Comparing your Excel output with results from these references helps ensure that your workbook is aligned with standard practice. It also builds confidence when you need to defend your study design in a proposal or regulatory review. Documenting these sources in your spreadsheet makes it easier for reviewers to verify your approach.
Reporting power and decision making
Power results should be interpreted in context. A common benchmark is 80 percent power, which balances the risks of false negatives and excessive cost. In high stakes environments, 90 percent or 95 percent power may be justified even if the required sample size is large. You should also report the assumptions behind the power calculation, including effect size, variance estimates, and test direction. If those assumptions change, the power can shift dramatically, so treat your Excel model as a living document rather than a one time calculation.
For business decisions, power can translate directly into risk. A low powered A B test might cause a team to abandon a valuable feature because the test was inconclusive. Conversely, a large test might delay action unnecessarily. Excel gives you a way to present both the statistical impact and the operational trade offs in a single worksheet, helping stakeholders make informed decisions without needing to interpret complex statistical software outputs.

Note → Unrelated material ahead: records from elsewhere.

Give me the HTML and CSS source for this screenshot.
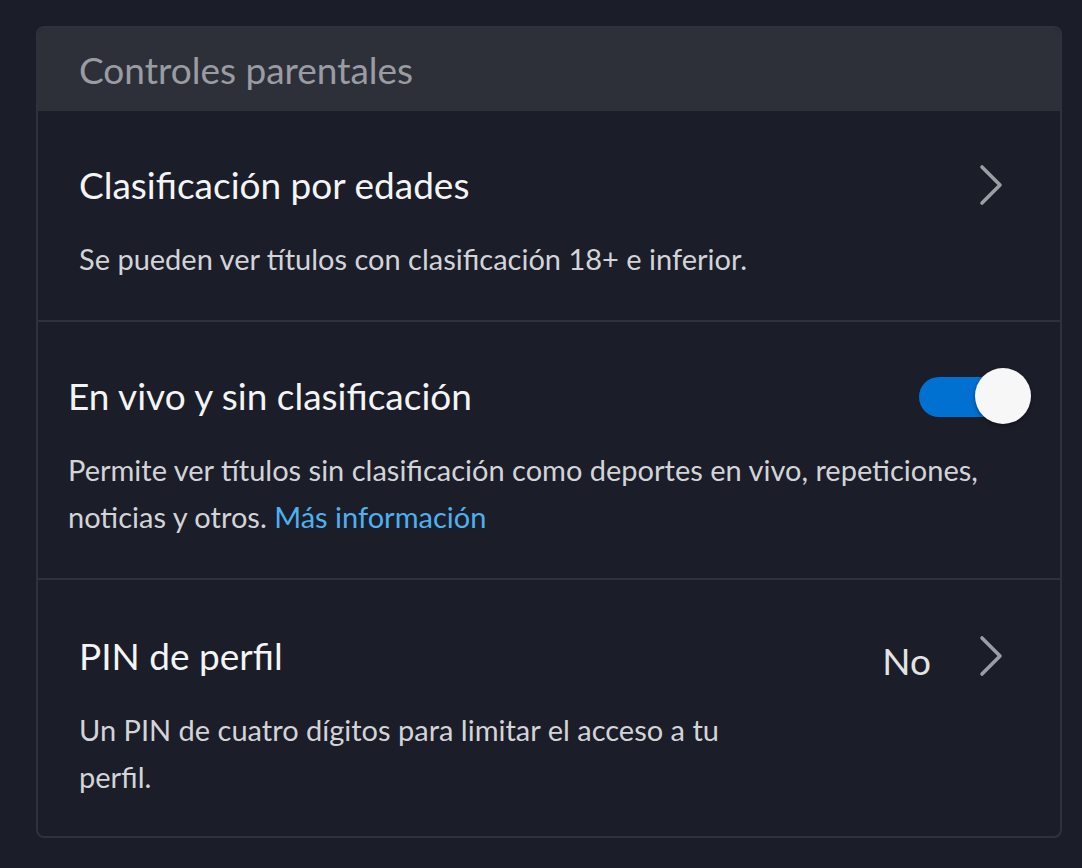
FILE: index.html
```html
<!DOCTYPE html>
<html lang="es">
<head>
<meta charset="utf-8">
<title>Controles parentales</title>
<link rel="stylesheet" href="styles.css">
</head>
<body>
<section class="card">
  <header class="card-header">
    <h2 class="card-title">Controles parentales</h2>
  </header>
  <div class="row row-wide">
    <div class="row-head">
      <h3 class="row-title">Clasificación por edades</h3>
      <svg class="chevron" width="24" height="42" viewBox="0 0 24 42"><polyline points="3,3 21,21 3,39" fill="none" stroke="#9c9ea5" stroke-width="3.6" stroke-linecap="round" stroke-linejoin="round"/></svg>
    </div>
    <p class="row-desc">Se pueden ver títulos con clasificación 18+ e inferior.</p>
  </div>
  <div class="row row-narrow">
    <div class="row-head">
      <h3 class="row-title">En vivo y sin clasificación</h3>
      <div class="toggle"><span class="toggle-track"></span><span class="toggle-knob"></span></div>
    </div>
    <p class="row-desc">Permite ver títulos sin clasificación como deportes en vivo, repeticiones, noticias y otros. <a class="link" href="#">Más información</a></p>
  </div>
  <div class="row row-wide row-last">
    <div class="row-head">
      <h3 class="row-title">PIN de perfil</h3>
      <div class="row-value">
        <span class="value-text">No</span>
        <svg class="chevron" width="24" height="42" viewBox="0 0 24 42"><polyline points="3,3 21,21 3,39" fill="none" stroke="#9c9ea5" stroke-width="3.6" stroke-linecap="round" stroke-linejoin="round"/></svg>
      </div>
    </div>
    <p class="row-desc row-desc-short">Un PIN de cuatro dígitos para limitar el acceso a tu perfil.</p>
  </div>
</section>
</body>
</html>
```
FILE: styles.css
```css
* { box-sizing: border-box; }
html, body { margin: 0; padding: 0; }
body {
  background: #1b1d28;
  font-family: Lato, "Open Sans", sans-serif;
  padding: 26px 20px 0 36px;
  height: 868px;
  overflow: hidden;
}
.card {
  width: 1026px;
  border: 2px solid #2f323c;
  border-radius: 8px;
  overflow: hidden;
  background: #1b1d28;
}
.card-header {
  background: #2e3039;
  height: 83px;
  display: flex;
  align-items: center;
  padding: 0 41px;
}
.card-title {
  margin: 0;
  font-weight: 400;
  font-size: 37px;
  color: #9a9ca3;
  line-height: 44px;
}
.row {
  padding-top: 52px;
  padding-bottom: 38px;
  border-bottom: 2px solid #2f323c;
}
.row-last { border-bottom: none; padding-top: 54px; padding-bottom: 36px; }
.row-wide { padding-left: 41px; padding-right: 57px; }
.row-narrow { padding-left: 30px; padding-right: 29px; }
.row-head {
  display: flex;
  align-items: center;
  justify-content: space-between;
  height: 44px;
}
.row-title {
  margin: 0;
  font-weight: 400;
  font-size: 37px;
  line-height: 44px;
  color: #f3f4f6;
}
.row-desc {
  margin: 28px 0 0;
  font-size: 29px;
  line-height: 47px;
  color: #d2d4d8;
}
.row-desc-short { max-width: 690px; }
.link { color: #4fb0f0; text-decoration: none; }
.chevron { display: block; flex: none; }
.row-value { display: flex; align-items: center; gap: 48px; }
.value-text {
  font-size: 37px;
  line-height: 44px;
  color: #e2e3e6;
  padding-top: 10px;
}
.toggle {
  position: relative;
  width: 112px;
  height: 56px;
  flex: none;
}
.toggle-track {
  position: absolute;
  left: 0;
  top: 9px;
  width: 94px;
  height: 40px;
  border-radius: 20px;
  background: #0070d1;
}
.toggle-knob {
  position: absolute;
  right: 0;
  top: 0;
  width: 56px;
  height: 56px;
  border-radius: 50%;
  background: #f7f7f8;
  box-shadow: 0 2px 4px rgba(0,0,0,0.35);
}
```
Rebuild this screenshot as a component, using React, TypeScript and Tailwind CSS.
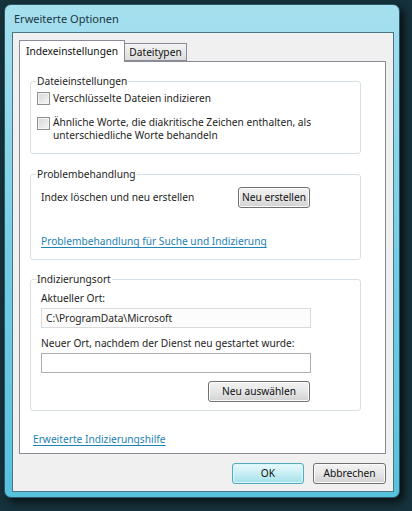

Final thoughts on statistical power calculation in Excel
Excel is not a substitute for specialized power software in complex designs, but it is a powerful planning tool for most everyday experiments. By using clear formulas, data validation, and scenario analysis, you can build an Excel workbook that produces reliable power estimates and communicates assumptions to non statistical stakeholders. The calculator above provides a fast estimate, and the detailed steps in this guide show how to replicate every piece of the logic directly in Excel. When power calculations are transparent and repeatable, they improve both the quality of research and the confidence of the decisions that follow.